Fire, then, has become a positive image, one of cleansing and hope. This is clear in the description of ‘midwinter spring’ at the opening of “Little Gidding”, which combines the symbols of both light and fire. The difference between this description and the rose-garden description, though, is that, as David Perkins suggests, whilst in the rose-garden description we were only looking at the ‘heart of light’, in the latter description we are in the centre of it – the fire, the sunlight, the glow and the glare are all around us. We are confronted by a ‘glow more intense than blaze’ which ‘Stirs the dumb spirit,’ recalling those pious lines from Hopkins’s “The Windhover” – ‘My heart in hiding stirred for a bird.’ This is not just a ‘transient beauty’, it is ‘pentecostal fire’ which flames out both within time (‘the dark time of the year’) and without time (‘not in time’s covenant’).
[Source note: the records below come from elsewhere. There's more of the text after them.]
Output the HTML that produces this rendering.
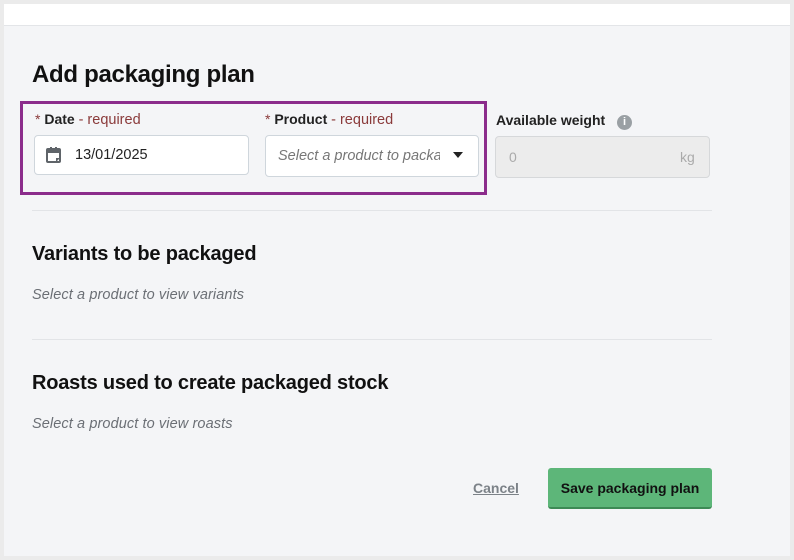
<!DOCTYPE html>
<html><head><style>
*{box-sizing:border-box;margin:0;padding:0}
body{width:794px;height:560px;background:#ebebeb;font-family:"Liberation Sans",sans-serif;position:relative;overflow:hidden}
.panel{position:absolute;left:4px;top:4px;width:786px;height:552px;background:#f4f5f7}
.top{position:absolute;left:4px;top:4px;width:786px;height:22px;background:#fff;border-bottom:1px solid #e3e5e8}
.abs{position:absolute}
h1{position:absolute;left:32px;top:61px;font-size:24px;font-weight:bold;color:#111;letter-spacing:-0.3px}
h2{position:absolute;left:32px;font-size:20px;font-weight:bold;color:#111;letter-spacing:-0.2px}
.lbl{position:absolute;font-size:14px;font-weight:bold;color:#222}
.lbl .s{color:#8a3a3a;font-weight:normal}
.lbl .r{color:#8a3a3a;font-weight:normal;font-size:14.5px}
.inp{position:absolute;background:#fff;border:1px solid #cfd6dc;border-radius:4px}
.hint{position:absolute;left:32px;font-size:14.5px;font-style:italic;color:#6b6f75;letter-spacing:0.1px}
.hr{position:absolute;left:32px;width:680px;height:1px;background:#e2e4e7}
</style></head><body>
<div class="panel"></div>
<div class="top"></div>
<h1>Add packaging plan</h1>
<div class="abs" style="left:20px;top:101px;width:467px;height:94px;border:3px solid #8b2c8b"></div>
<div class="lbl" style="left:35px;top:111px"><span class="s">*</span> Date <span class="r">- required</span></div>
<div class="lbl" style="left:265px;top:111px"><span class="s">*</span> Product <span class="r">- required</span></div>
<div class="lbl" style="left:496px;top:112px">Available weight <span style="display:inline-block;width:15px;height:15px;border-radius:50%;background:#9aa0a4;color:#fff;font-size:11px;text-align:center;line-height:15px;vertical-align:0px;margin-left:8px">i</span></div>
<div class="inp" style="left:34px;top:135px;width:215px;height:40px"></div>
<svg class="abs" style="left:45px;top:146px" width="18" height="18" viewBox="0 0 18 18"><rect x="2" y="3" width="13" height="13" rx="1" fill="none" stroke="#5f6469" stroke-width="2"/><rect x="2" y="3" width="13" height="4" fill="#5f6469"/><rect x="5" y="1" width="2" height="4" fill="#5f6469"/><rect x="10" y="1" width="2" height="4" fill="#5f6469"/><path d="M11 16 L15 12 L11 12Z" fill="#5f6469"/></svg>
<div class="abs" style="left:75px;top:147px;font-size:14.5px;color:#222">13/01/2025</div>
<div class="inp" style="left:265px;top:135px;width:214px;height:42px"></div>
<div class="abs" style="left:278px;top:148px;width:162px;overflow:hidden;white-space:nowrap;font-size:14.5px;font-style:italic;color:#777">Select a product to package</div>
<svg class="abs" style="left:453px;top:152px" width="10" height="6"><path d="M0 0H10L5 6Z" fill="#222"/></svg>
<div class="inp" style="left:495px;top:136px;width:215px;height:42px;background:#ececec;border-color:#d6d8da"></div>
<div class="abs" style="left:509px;top:149px;font-size:14px;color:#aaa">0</div>
<div class="abs" style="left:680px;top:149px;font-size:14px;color:#aaa">kg</div>
<div class="hr" style="top:210px"></div>
<h2 style="top:243px">Variants to be packaged</h2>
<div class="hint" style="top:287px">Select a product to view variants</div>
<div class="hr" style="top:339px"></div>
<h2 style="top:372px">Roasts used to create packaged stock</h2>
<div class="hint" style="top:416px">Select a product to view roasts</div>
<div class="abs" style="left:473px;top:480px;font-size:14px;font-weight:bold;color:#7c8288;text-decoration:underline">Cancel</div>
<div class="abs" style="left:548px;top:468px;width:164px;height:41px;background:#5db679;border-radius:3px;border-bottom:2px solid #3d8a55;font-size:14px;font-weight:bold;color:#111;text-align:center;line-height:40px">Save packaging plan</div>
</body></html>
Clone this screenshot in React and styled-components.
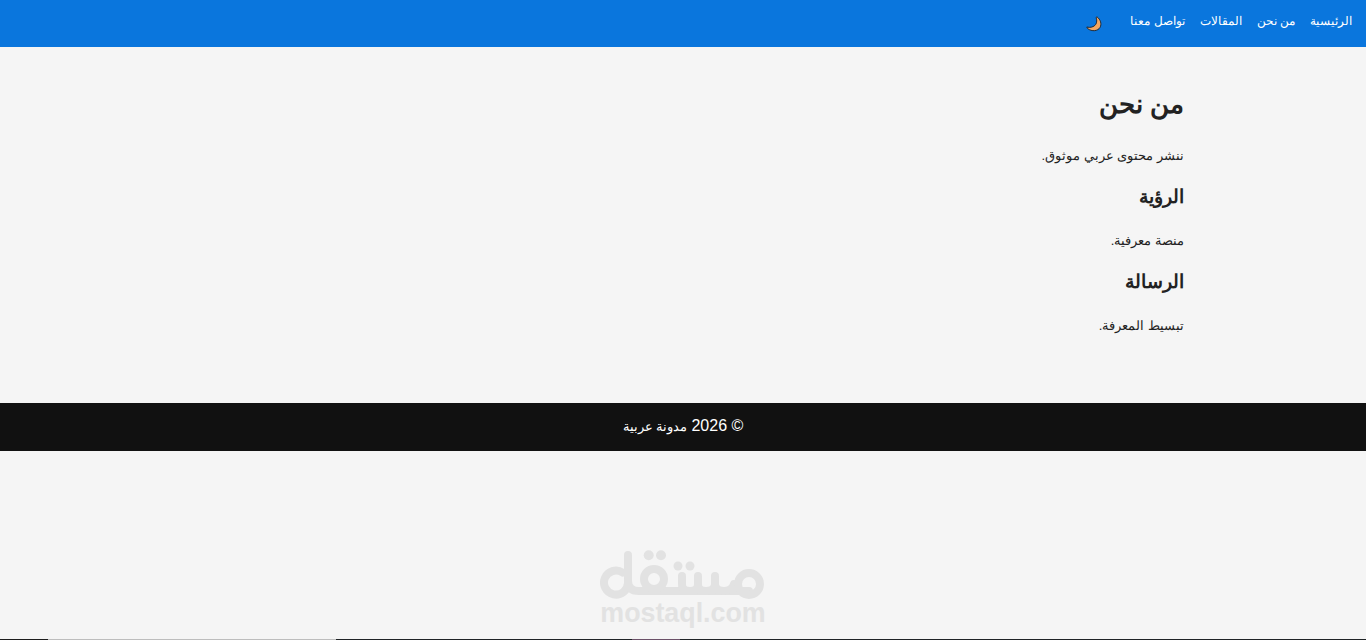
import React from 'react'
import styled, { createGlobalStyle } from 'styled-components'

const GlobalStyle = createGlobalStyle`
    html, body {
        margin: 0;
        height: 640px;
        overflow: hidden;
        background: #f5f5f5;
    }
    body {
        font-family: "Liberation Sans", Arial, sans-serif;
        font-size: 14px;
        color: #222;
    }
`

const Page = styled.div`
    position: relative;
    direction: rtl;
    height: 640px;
    overflow: hidden;
`

const Header = styled.header`
    height: 47px;
    background: #0a76dd;
    display: flex;
    align-items: center;
    gap: 28px;
    padding: 0 14px;
`

const NavList = styled.nav`
    display: flex;
    gap: 15px;
    padding-bottom: 5px;
`

const NavLink = styled.a`
    color: #fff;
    font-size: 12.3px;
    text-decoration: none;
`

const ThemeToggle = styled.button`
    display: flex;
    align-items: center;
    padding: 0;
    border: 0;
    background: none;
`

const Main = styled.main`
    box-sizing: border-box;
    width: 1002px;
    height: 356px;
    margin: 0 auto;
    padding-top: 39px;
`

const Heading = styled.h1`
    margin: 0 0 23px;
    font-size: 25.5px;
    line-height: 36px;
`

const SubHeading = styled.h2`
    margin: 0 0 19px;
    font-size: 19px;
    line-height: 28px;
`

const Paragraph = styled.p`
    margin: 0 0 17px;
    font-size: 13px;
    line-height: 21px;
`

const Footer = styled.footer`
    box-sizing: border-box;
    height: 48px;
    padding-bottom: 2px;
    display: flex;
    align-items: center;
    justify-content: center;
    gap: 4px;
    background: #111;
    color: #fff;
    font-size: 16px;
`

const FooterBrand = styled.span`
    font-size: 13.3px;
`

const Watermark = styled.div`
    position: absolute;
    left: 600px;
    top: 548px;
    width: 166px;
    direction: ltr;
    display: flex;
    flex-direction: column;
    align-items: center;
    pointer-events: none;
`

const WatermarkText = styled.span`
    color: #e2e2e2;
    font-size: 26.8px;
    line-height: 26px;
    font-weight: 700;
`

const BottomStrip = styled.div`
    position: absolute;
    left: 0;
    right: 0;
    bottom: 0;
    height: 1px;
    direction: ltr;
    display: flex;
`

const StripPart = styled.div`
    width: ${p => p.$width}px;
    flex: ${p => (p.$grow ? 1 : 'none')};
    background: ${p => p.$color};
`

const MoonIcon = () => (
    <svg width="16" height="16" viewBox="0 0 16 16">
        <path
            d="M11 0.8 C14.5 3.5 16 8 14 11.5 C12 15 6 16 1.5 12.5 L0.8 11 C4 12 8 11 9.7 8.5 C11 6.5 11 3.5 10 1.5 Z"
            fill="#f4a660"
            stroke="#1d2a3a"
            strokeWidth="1"
        />
    </svg>
)

const MostaqlLogo = () => (
    <svg width="166" height="52" viewBox="0 0 166 52" fill="none" stroke="#e2e2e2" strokeWidth="8" strokeLinecap="round" strokeLinejoin="round">
        <path d="M22.5 24.5 A12 12 0 1 0 28 35 V7" />
        <path d="M28 33 Q28 43 39 43 H149" />
        <circle cx="54" cy="31" r="10" />
        <path d="M82 28 V36 Q82 43 90 43 Q98 43 98 36 V28 M98 36 Q98 43 106 43 Q115 43 115 36 V28 M115 36 Q115 43 124 43 Q132 43 134 36" />
        <circle cx="149" cy="36" r="11" />
        <g fill="#e2e2e2" stroke="none">
            <circle cx="48.7" cy="7.3" r="5" />
            <circle cx="61" cy="7.3" r="5" />
            <circle cx="78" cy="18" r="4.5" />
            <circle cx="90" cy="18" r="4.5" />
        </g>
    </svg>
)

const links = ['الرئيسية', 'من نحن', 'المقالات', 'تواصل معنا']
const strip = [
    { width: 48, color: '#1c1c1c' },
    { width: 288, color: '#bdbdbd' },
    { width: 296, color: '#1f2326' },
    { width: 48, color: '#6b5068' },
]

const App = () => {
    return (
        <Page>
            <GlobalStyle />
            <Header>
                <NavList>
                    {links.map(link => <NavLink href="#" key={link}>{link}</NavLink>)}
                </NavList>
                <ThemeToggle aria-label="theme"><MoonIcon /></ThemeToggle>
            </Header>
            <Main>
                <Heading>من نحن</Heading>
                <Paragraph>ننشر محتوى عربي موثوق.</Paragraph>
                <SubHeading>الرؤية</SubHeading>
                <Paragraph>منصة معرفية.</Paragraph>
                <SubHeading>الرسالة</SubHeading>
                <Paragraph>تبسيط المعرفة.</Paragraph>
            </Main>
            <Footer><span>© 2026</span><FooterBrand>مدونة عربية</FooterBrand></Footer>
            <Watermark>
                <MostaqlLogo />
                <WatermarkText>mostaql.com</WatermarkText>
            </Watermark>
            <BottomStrip>
                {strip.map(part => <StripPart key={part.width + part.color} $width={part.width} $color={part.color} />)}
                <StripPart $grow $color="#1f2326" />
            </BottomStrip>
        </Page>
    )
}

export default App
And so, this is clearly a more powerful image than that of the rose-garden, and yet it is arguably still only a ‘glimpse’ of the true reality – the hedgerow only has a ‘transitory blossom’ and the bloom is ‘sudden’. Though it is a development from the rose-garden mirage created by sunlight, it is still not ‘the unimaginable / Zero summer…’

It is often said that each one of the Four Quartets is associated with one of the elements, and there is surely no doubt that the final quartet, “Little Gidding”, is associated with the fire of God. It is in Little Gidding, the small Cambridgeshire town which represents ‘the world’s end’, that Eliot has found ‘the intersection of the timeless moment’ both in and out of time – ‘Never and always.’ The eternal and the temporal have finally met. Perhaps Eliot’s hope is that we can escape the view of time as a linear construct and instead live in the ‘Now’ so that we can see history not as ‘time past’ but as ‘a pattern / Of timeless moments’. Only then can we reach the ‘condition of complete simplicity’ which costs ‘not less than everything’ (in that we have given up our selves). Thus, it is in Little Gidding that ‘All manner of thing shall be well.’ In Little Gidding, where Nicholas Ferrar established his religious community, ‘the tongues of flames are in-folded / Into the crowned knot of fire / And the fire and the rose are one.’ Though it might only be possible in Heaven, this is what Eliot has been searching for. After overcoming the ‘Tumid apathy with no concentration’, after accepting the death of the old self in the ‘Dark Night of the Soul’ and after suffering the pains of purgatorial fires, the symbols of God’s authority (fire) and God’s love (rose) have finally been combined.